Debugging: who am I?

GET /api/catalog/v1/whoami echoes back the identity of the calling token: subject, issuer, and the attribute map authorization will see. Useful for confirming static-token attrs: are wired the way you expect, or seeing which JWT claims actually surface under your claims: allowlist. With authn: unconfigured the response contains "anonymous": true.

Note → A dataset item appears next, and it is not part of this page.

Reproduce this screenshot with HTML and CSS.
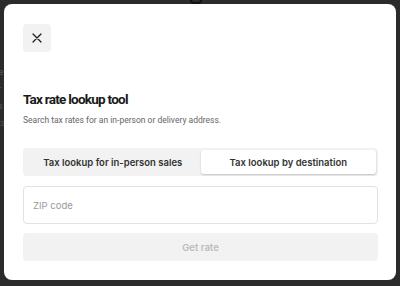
FILE: index.html
```html
<!DOCTYPE html>
<html>
<head>
<meta charset="utf-8">
<link rel="stylesheet" href="styles.css">
</head>
<body>
<div class="backdrop">
  <div class="bg-notch"></div>
  <div class="bg-text">
    <span>es</span><span>r</span><span>s</span><span>ta</span>
  </div>
</div>
<div class="modal">
  <button class="close" aria-label="Close">
    <svg width="10" height="10" viewBox="0 0 10 10"><path d="M1 1L9 9M9 1L1 9" stroke="#1a1a1a" stroke-width="1.2" stroke-linecap="round"/></svg>
  </button>
  <h1 class="title">Tax rate lookup tool</h1>
  <p class="subtitle">Search tax rates for an in-person or delivery address.</p>
  <div class="segmented">
    <div class="seg">Tax lookup for in-person sales</div>
    <div class="seg active">Tax lookup by destination</div>
  </div>
  <div class="input">ZIP code</div>
  <div class="btn">Get rate</div>
</div>
</body>
</html>
```
FILE: styles.css
```css
* { box-sizing: border-box; }
html, body { margin: 0; height: 100%; }
body {
  background: #2b2b2b;
  font-family: Inter, "Noto Sans", sans-serif;
  padding: 4px;
  position: relative;
  overflow: hidden;
}
.backdrop { position: absolute; inset: 0; }
.bg-notch {
  position: absolute; left: 190px; top: -4px; width: 12px; height: 8px;
  border: 2px solid #111; border-radius: 4px;
}
.bg-text {
  position: absolute; left: -2px; top: 66px;
  display: flex; flex-direction: column; gap: 6px;
  font-size: 9px; color: #555;
}
.modal {
  position: relative;
  width: 392px;
  height: 276px;
  background: #fff;
  border-radius: 8px;
  padding: 20px 19px 0 19px;
  display: flex;
  flex-direction: column;
}
.close {
  width: 28px; height: 28px;
  background: #f2f2f2;
  border: none; border-radius: 4px;
  display: flex; align-items: center; justify-content: center;
  padding: 0;
}
.title {
  margin: 38px 0 0;
  font-family: Roboto, Inter, sans-serif;
  font-size: 13.5px;
  line-height: 18px;
  font-weight: 700;
  color: #1a1a1a;
  letter-spacing: -0.75px;
}
.subtitle {
  margin: 6px 0 0;
  font-family: Roboto, Inter, sans-serif;
  font-size: 8.5px;
  line-height: 12px;
  color: #666;
}
.segmented {
  margin-top: 22px;
  height: 28px;
  background: #f2f2f2;
  border-radius: 4px;
  padding: 2px;
  display: flex;
  width: 355px;
}
.seg {
  flex: 1;
  display: flex; align-items: center; justify-content: center;
  font-size: 9.5px; font-weight: 600; color: #333;
  border-radius: 3px;
}
.seg.active {
  background: #fff;
  box-shadow: 0 1px 2px rgba(0,0,0,0.2);
}
.input {
  margin-top: 10px;
  height: 38px;
  width: 355px;
  border: 1px solid #e2e2e2;
  border-radius: 4px;
  display: flex; align-items: center;
  padding-left: 9px;
  font-size: 9.5px; color: #999;
}
.btn {
  margin-top: 9px;
  height: 28px;
  width: 355px;
  background: #f2f2f2;
  border-radius: 4px;
  display: flex; align-items: center; justify-content: center;
  font-size: 9.5px; font-weight: 600; color: #bbb;
}
```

$ curl -s -H "Authorization: Bearer $TOKEN" \
    http://localhost:8089/api/catalog/v1/whoami | jq
{
  "sub": "admin",
  "issuer": "static:admin",
  "attrs": { "groups": ["admins"], "team": "platform" }
}

authorization

authz: selects the policy that gates every request after authentication. Decisions are logged with the stable event="authz.decision" discriminator regardless of mode.

authz:
  mode: allow-authenticated   # allow-authenticated | opa

Supported modes:

  • allow-authenticated (default) — permit any authenticated request. With authn: unconfigured this collapses to allow-all so the dev path keeps working without auth.

    authz:
      mode: allow-authenticated
  • opa — call out to Open Policy Agent for every decision. OPA runs as a separate process; puddle calls its data API.

    authz:
      mode: opa
      opa:
        url: http://localhost:8181/v1/data/puddle/rbac/allow

    A runnable starter policy with admin / writer / reader roles, plus a working puddle.yaml, lives in examples/opa/. For container-based stacks, see examples/compose/ — the opa-local, trino-rustfs-opa, and trino-rustfs-opa-vending presets all exercise this code path against a real OPA sidecar.

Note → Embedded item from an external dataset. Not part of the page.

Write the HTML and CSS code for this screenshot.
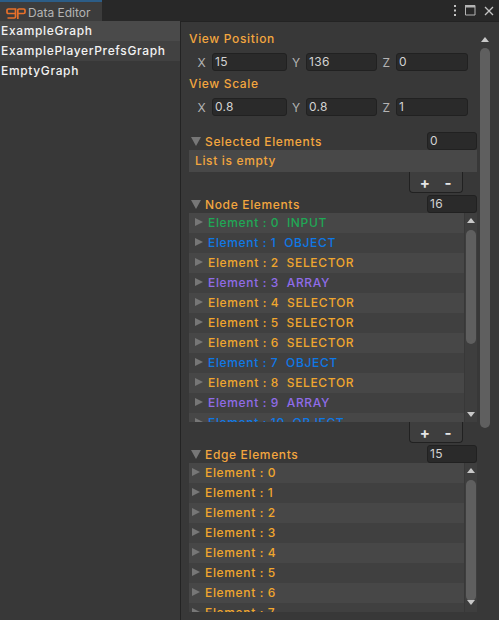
FILE: index.html
```html
<!DOCTYPE html>
<html lang="en">
<head>
    <meta charset="UTF-8">
    <title>Data Editor</title>
    <link rel="stylesheet" href="styles.css">
</head>
<body>

    <header class="tabbar">
        <div class="tab">
            <svg class="logo" width="20" height="11" viewBox="0 0 20 11">
                <path d="M9.500 5.500H2.300Q1 5.500 1 4.200V2.300Q1 1 2.300 1H9.500V8.700Q9.500 10 8.200 10H1.500" fill="none" stroke="#e8702a" stroke-width="1.700"/>
                <path d="M11.800 11V2.300Q11.800 1 13.100 1H17.700Q19 1 19 2.300V4.200Q19 5.500 17.700 5.500H11.800" fill="none" stroke="#e8702a" stroke-width="1.700"/>
            </svg>
            <span class="tab-title">Data Editor</span>
        </div>
        <div class="window-btns">
            <svg width="4" height="11" viewBox="0 0 4 11"><path d="M1 0h2v2H1zM1 4.500h2v2H1zM1 9h2v2H1z" fill="#c4c4c4"/></svg>
            <svg width="11" height="11" viewBox="0 0 11 11"><path d="M.5 .5h9.500v9.500H.5z" fill="none" stroke="#b4b4b4"/><path d="M0 0h10v2.500H0z" fill="#b4b4b4"/></svg>
            <svg width="10" height="10" viewBox="0 0 10 10"><path d="M1 1l8 8M9 1l-8 8" stroke="#c4c4c4" stroke-width="1.300"/></svg>
        </div>
    </header>

    <main class="panes">
        <nav class="graph-list">
            <div class="graph selected">ExampleGraph</div>
            <div class="graph alt">ExamplePlayerPrefsGraph</div>
            <div class="graph">EmptyGraph</div>
        </nav>

        <section class="inspector">
            <div class="content">
                <h2 class="label first">View Position</h2>
                <div class="vector">
                    <span>X</span><div class="field">15</div>
                    <span>Y</span><div class="field">136</div>
                    <span>Z</span><div class="field">0</div>
                </div>
                <h2 class="label">View Scale</h2>
                <div class="vector">
                    <span>X</span><div class="field">0.8</div>
                    <span>Y</span><div class="field">0.8</div>
                    <span>Z</span><div class="field">1</div>
                </div>

                <div class="list-head head-selected">
                    <i class="tri down"></i><h2>Selected Elements</h2><div class="field count">0</div>
                </div>
                <div class="empty">List is empty</div>
                <div class="footer"><div class="addremove"><b>+</b><b>-</b></div></div>

                <div class="list-head">
                    <i class="tri down"></i><h2>Node Elements</h2><div class="field count">16</div>
                </div>
                <div class="list nodes">
                    <div class="rows">
                        <div class="row"><i class="tri right"></i><span class="green">Element : 0&nbsp; INPUT</span></div>
                        <div class="row"><i class="tri right"></i><span class="blue">Element : 1&nbsp; OBJECT</span></div>
                        <div class="row"><i class="tri right"></i><span class="orange">Element : 2&nbsp; SELECTOR</span></div>
                        <div class="row"><i class="tri right"></i><span class="purple">Element : 3&nbsp; ARRAY</span></div>
                        <div class="row"><i class="tri right"></i><span class="orange">Element : 4&nbsp; SELECTOR</span></div>
                        <div class="row"><i class="tri right"></i><span class="orange">Element : 5&nbsp; SELECTOR</span></div>
                        <div class="row"><i class="tri right"></i><span class="orange">Element : 6&nbsp; SELECTOR</span></div>
                        <div class="row"><i class="tri right"></i><span class="blue">Element : 7&nbsp; OBJECT</span></div>
                        <div class="row"><i class="tri right"></i><span class="orange">Element : 8&nbsp; SELECTOR</span></div>
                        <div class="row"><i class="tri right"></i><span class="purple">Element : 9&nbsp; ARRAY</span></div>
                        <div class="row"><i class="tri right"></i><span class="blue">Element : 10&nbsp; OBJECT</span></div>
                    </div>
                    <div class="scroll inner"><i class="arrow up"></i><div class="track"><div class="thumb"></div></div><i class="arrow dn"></i></div>
                </div>
                <div class="footer"><div class="addremove"><b>+</b><b>-</b></div></div>

                <div class="list-head">
                    <i class="tri down"></i><h2>Edge Elements</h2><div class="field count">15</div>
                </div>
                <div class="list edges">
                    <div class="rows">
                        <div class="row"><i class="tri right"></i><span class="orange">Element : 0</span></div>
                        <div class="row"><i class="tri right"></i><span class="orange">Element : 1</span></div>
                        <div class="row"><i class="tri right"></i><span class="orange">Element : 2</span></div>
                        <div class="row"><i class="tri right"></i><span class="orange">Element : 3</span></div>
                        <div class="row"><i class="tri right"></i><span class="orange">Element : 4</span></div>
                        <div class="row"><i class="tri right"></i><span class="orange">Element : 5</span></div>
                        <div class="row"><i class="tri right"></i><span class="orange">Element : 6</span></div>
                        <div class="row"><i class="tri right"></i><span class="orange">Element : 7</span></div>
                    </div>
                    <div class="scroll inner"><i class="arrow up"></i><div class="track"><div class="thumb"></div></div><i class="arrow dn"></i></div>
                </div>
            </div>
            <div class="scroll outer"><i class="arrow up"></i><div class="track"><div class="thumb"></div></div></div>
        </section>
    </main>

</body>
</html>
```

FILE: styles.css
```css
html, body {
    margin: 0;
    padding: 0;
    height: 100%;
    overflow: hidden;
}

body {
    display: flex;
    flex-direction: column;
    background: #383838;
    color: #ddd;
    font-family: Inter, "Noto Sans", sans-serif;
    font-size: 12px;
    letter-spacing: 0.65px;
}

h2 {
    margin: 0;
    font-size: 12px;
    font-weight: 500;
    color: #f3a63f;
}

/* Tab bar */
.tabbar {
    height: 21px;
    flex: none;
    display: flex;
    justify-content: space-between;
    background: #282828;
}

.tab {
    width: 102px;
    box-sizing: border-box;
    border-top: 2px solid #2c5d87;
    background: #3c3c3c;
    display: flex;
    align-items: center;
    gap: 2px;
    padding-left: 6px;
    color: #b4b4b4;
    letter-spacing: 0;
}

.logo { margin-top: 3px; }
.tab-title { padding-top: 2px; }

.window-btns {
    display: flex;
    align-items: center;
    gap: 8px;
    padding-right: 5px;
}

/* Panes */
.panes {
    flex: 1;
    display: flex;
    min-height: 0;
}

.graph-list {
    width: 180px;
    flex: none;
    border-right: 1px solid #232323;
    font-weight: 500;
    color: #f2f2f2;
}

.graph {
    height: 20px;
    line-height: 20px;
    padding-left: 1px;
}

.graph.selected { background: #4a4a4a; }
.graph.alt { background: #414141; }

.inspector {
    flex: 1;
    display: flex;
    min-width: 0;
    border-top: 1px solid #232323;
}

.content {
    width: 288px;
    flex: none;
    padding: 9px 0 0 8px;
    overflow: hidden;
}

.label {
    height: 15px;
    line-height: 15px;
    margin-top: 5px;
}

.label.first { margin-top: 0; }

.vector {
    display: grid;
    grid-template-columns: 23px 75px 19px 71px 19px 72px;
    margin-top: 7px;
    height: 18px;
    align-items: center;
    justify-items: center;
    color: #b4b4b4;
}

.vector span:first-child { padding-left: 3px; }

.field {
    justify-self: stretch;
    height: 18px;
    box-sizing: border-box;
    border: 1px solid #212121;
    border-radius: 3px;
    background: #2a2a2a;
    color: #d2d2d2;
    line-height: 16px;
    padding-left: 2px;
    font-size: 12px;
    letter-spacing: 0.3px;
}

/* Lists */
.list-head {
    display: flex;
    align-items: center;
    height: 18px;
}

.list-head h2 { flex: 1; margin-left: 4px; }
.head-selected { margin-top: 16px; }

.count {
    width: 50px;
    flex: none;
    margin-left: auto;
}

.tri {
    display: block;
    flex: none;
    width: 0;
    height: 0;
}

.tri.down {
    margin-left: 2px;
    border-left: 5px solid transparent;
    border-right: 5px solid transparent;
    border-top: 9px solid #777;
}

.tri.right {
    margin: 0 5px 0 6px;
    border-top: 4.500px solid transparent;
    border-bottom: 4.500px solid transparent;
    border-left: 8px solid #777;
}

.empty {
    height: 22px;
    line-height: 22px;
    padding-left: 6px;
    background: #484848;
    font-weight: 500;
    color: #f3a63f;
}

.footer {
    display: flex;
    justify-content: flex-end;
    height: 23px;
    padding-right: 14px;
}

.addremove {
    width: 54px;
    height: 21px;
    box-sizing: border-box;
    display: flex;
    justify-content: center;
    gap: 14px;
    background: #3e3e3e;
    border: 1px solid #212121;
    border-top: 0;
    border-radius: 0 0 4px 4px;
    line-height: 22px;
    font-size: 15px;
    color: #e6e6e6;
}

.list {
    display: flex;
    background: #414141;
}

.list.nodes { height: 209px; }
.list.edges { height: 149px; }

.rows {
    flex: 1;
    min-width: 0;
    overflow: hidden;
}

.row {
    height: 20px;
    box-sizing: border-box;
    padding-bottom: 2px;
    display: flex;
    align-items: center;
    font-weight: 500;
}

.row:nth-child(odd) { background: #474747; }
.row:nth-child(even) { background: #404040; }

.edges .tri.right { margin: 0 5px 0 3px; }

.green { color: #1fa855; }
.blue { color: #0f78e6; }
.orange { color: #f0a62e; }
.purple { color: #8f6ce8; }

/* Scrollbars */
.scroll {
    flex: none;
    width: 14px;
    display: flex;
    flex-direction: column;
    align-items: center;
}

.scroll.outer {
    margin-top: 15px;
    margin-left: 1px;
    background: #383838;
}

.scroll.inner {
    width: 13px;
    background: #3e3e3e;
    border-left: 1px solid #383838;
    box-sizing: border-box;
}

.track {
    flex: 1;
    width: 100%;
    min-height: 0;
}

.thumb {
    width: 10px;
    margin: 0 auto;
    background: #5f5f5f;
    border-radius: 5px;
}

.scroll.outer .thumb { height: 380px; }
.nodes .thumb { height: 114px; }
.edges .thumb { height: 121px; }

.arrow {
    display: block;
    flex: none;
    width: 0;
    height: 0;
    margin: 0 0 6px;
    border-left: 4px solid transparent;
    border-right: 4px solid transparent;
}

.inner .arrow.up { margin: 5px 0 7px; }
.arrow.dn { margin: 0 0 5px; }
.edges .arrow.dn { margin-bottom: 7px; }
.arrow.up { border-bottom: 5px solid #c8c8c8; }
.arrow.dn { border-top: 5px solid #c8c8c8; }
```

Environment variable expansion

${VAR} and $VAR in any string field are expanded from the process environment before YAML parsing. An unset variable is a hard error — config-load will fail listing every missing name.

authn:
  static-tokens:
    - token: ${PUDDLE_ADMIN_TOKEN}
      principal: admin
warehouses:
  prod:
    location: s3://my-warehouse
    s3:
      region: us-east-1
      access-key-id: ${AWS_ACCESS_KEY_ID}
      secret-access-key: ${AWS_SECRET_ACCESS_KEY}

Use this for every secret. Don’t paste literal tokens into config files.